With a market cap of $13.4 billion, 20,000 employees, and assets in excess of $210 billion, National Bank of Canada  (TSX:NA) is no small force in the Canadian banking sector. It’s the leading bank in Quebec, and it has branches in nearly every other province.

With most coverage dedicated to even larger banks such as Royal Bank of Canada (TSX:RY)(NYSE:RY), investors might be surprised to find that National Bank of Canada has a higher dividend yield and, on many metrics, a cheaper valuation.

Here’s what investors need to know about this high-yield dividend payer that’s beaten the market over the past one-, five-, and 10-year periods.

Leveraging its strengths

While most major Canadian banks have trumpeted their overseas expansion, National Bank of Canada has stuck with the markets it knows best, namely Quebec. This year around 80% of revenues should be derived from inside Quebec.

Within its business lines, however, the company is fairly diversified with a roughly even split of revenues coming from Wealth Management, Financial Markets, and Personal and Consumer Banking. A focus on Quebec has brought about some unexpected benefits as well, specifically its naturally low exposure to oil-dependent areas like Alberta. Quebec accounted for more than half of all jobs created in Canada in 2015, while actually benefiting from low oil prices and a weak currency.
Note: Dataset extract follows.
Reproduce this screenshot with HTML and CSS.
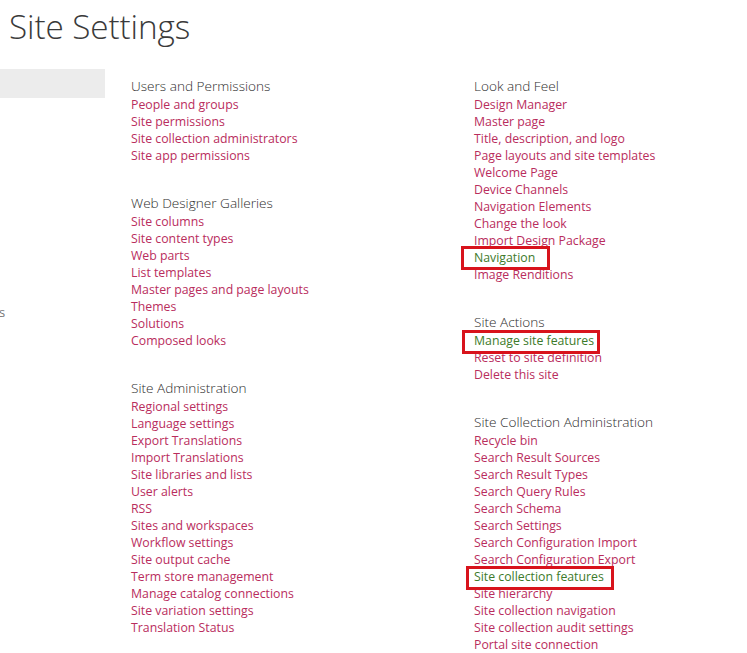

A strict focus is what’s kept returns high, especially compared with its competition. Its return on equity last year was roughly 17.4%, over a full percentage point higher than its Canadian peers. Earnings per share, meanwhile, have grown from $3.13 in 2010 to over $4.70 today. Over the long run, the company anticipates growing earnings by 5-10% annually. That, along with its 5.4% dividend, should provide ample total shareholder returns.

What’s next?

National Bank of Canada anticipates continuing to grow its core business through multiple strategies. In recent years, it’s positioned its business lines to cross-sell more products, while increasing communication across departments to get ahead of industry changes.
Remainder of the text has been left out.